Para mim, o deputado ia exatamente plagiar-me a evocação de Calisto Elói, ia pedir a palavra e diria, mais coisa menos coisa: "Estou a desconfiar que a minha linguagem seca raspará nos ouvidos do Parlamento, que ainda agora se deleitou com a retórica florida do Sr. secretário de Estado." Mas também ele não pôde contribuir para o renascimento do florilégio parlamentar. O hemiciclo foi tomado pelo frenesim da bancada social-democrata, durante quatro minutos de guerra civil. Tirando o já aludido Leitão Amaro, que logo percebeu que a algazarra lhe tirava o protagonismo, e o líder parlamentar Luís Montenegro, imbuído da noção prudente de que só os líderes mas pouco embarcam em tumultos, os deputados laranja pareciam tomados por espasmos.
E há eu! Peço imensa desculpa mas mesmo em momentos históricos como os vividos ontem, eu não me consigo desligar da minha humilde pessoa. Acontece que segui o discurso ainda antes de lhe conhecer o tsunami e, ao dar-me conta deste, tresli. Tenho de o dizer. Quando vi tanta indignação, dei por mim também a aquiescer: "De facto, não se diz aquilo..." Depois, quando vi a ex-ministra Teresa Morais, uma senhora tão serena, a chispar entre as cadeiras da bancada, olhar incendiado e dando pancadas no tampo, convenci-me da enormidade. O raio do secretário de Estado não podia dizer que o deputado não conhecia, e não conhecia profundamente, "o funcionamento do RGIC". Ora, Mourinho Félix disse-o. O vídeo já estava na net, passei-o e repassei-o, pus auscultadores e não há dúvidas, ouvi: "(...) do funcionamento do RGIC."

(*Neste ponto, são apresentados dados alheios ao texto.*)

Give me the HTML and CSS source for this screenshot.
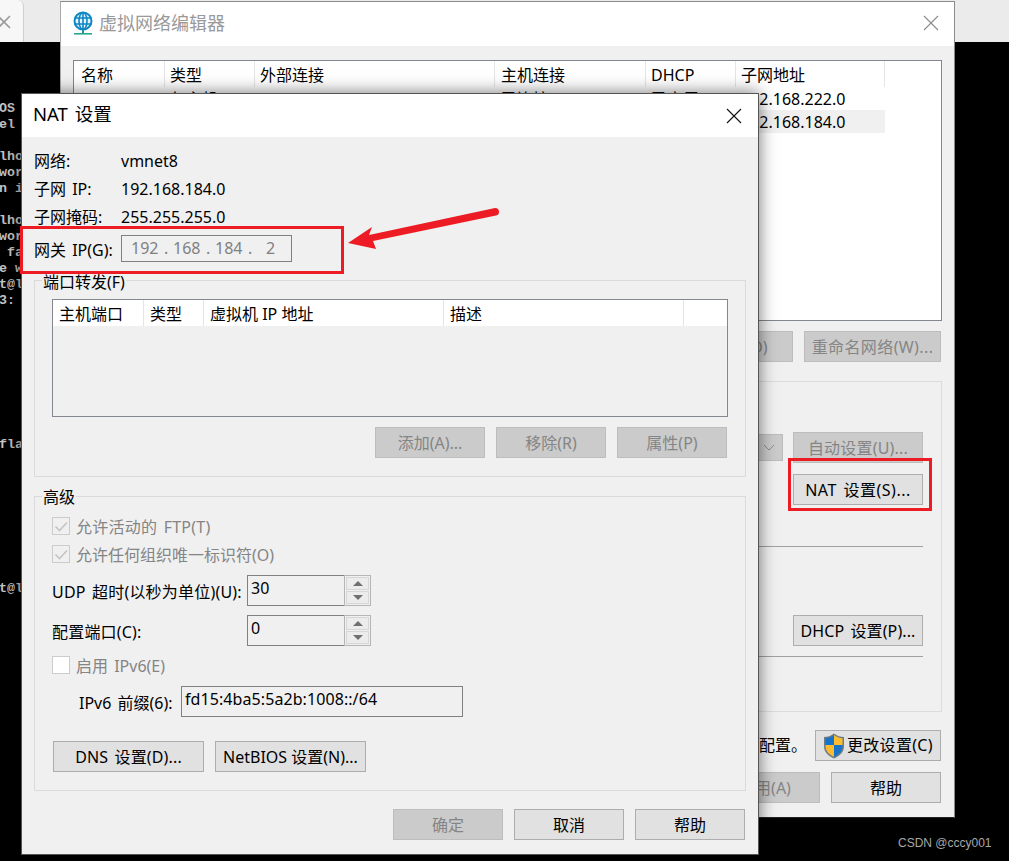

O pessoal das secções de economia e de política do meu jornal estava fascinado pelo banzé transmitido pelas televisões. Pus as mãos nos bolsos e fui pelos corredores até encontrar uma estagiária que escreve sobre assuntos mais ligeirinhos, sobre a Cristina Ferreira e assim. "Olha lá, sabes o que é o funcionamento do RGIC?", perguntei-lhe. Pouco interessada, ela disse não saber. Eu também não sabia, é certo, mas preocupa a displicência destas novas gerações que vão para o jornalismo e não se preocupam com o funcionamento do RGIC. Há anos, noutro 25 de Novembro, o RALIS, o RASP, o CICAP e outras siglas puseram o país dilacerado. No 25 de novembro de ontem, um RGIC quase repetia o país de pantanas e a jovem jornalista, indiferente...
Voltei aos seniores. As televisões continuavam no hemiciclo e eu lancei devagarinho, a ver se compreendia pelo menos minha indignação: "Dizer aquilo do RGIC foi tramado..." Os meus colegas olharam para mim, pasmados: "Mas qual RGIC?!", disse um que frequenta os Passos Perdido. E prosseguiu ele: "Os protestos foram por causa da disfuncionalidade cognitiva temporária."
Fiz que sim com a cabeça, meti as mãos no bolsos e já ia pelo corredor, a ver se alguém me elucidava melhor. O jornalista da política foi amigo, pôs-me uma mão no ombro: "Como chamas àquilo de clicar com o polegar e os outros dedos, à procura duma palavra ou de um nome?", perguntou-me. "Ter uma branca", respondi. "Pois, isso no hemiciclo tinha pouco efeito", disse o meu colega.
Fiquei na minha. Acho o RGIC, ou o funcionamento do meu RGIC, ou lá o que é, mais ofensivo.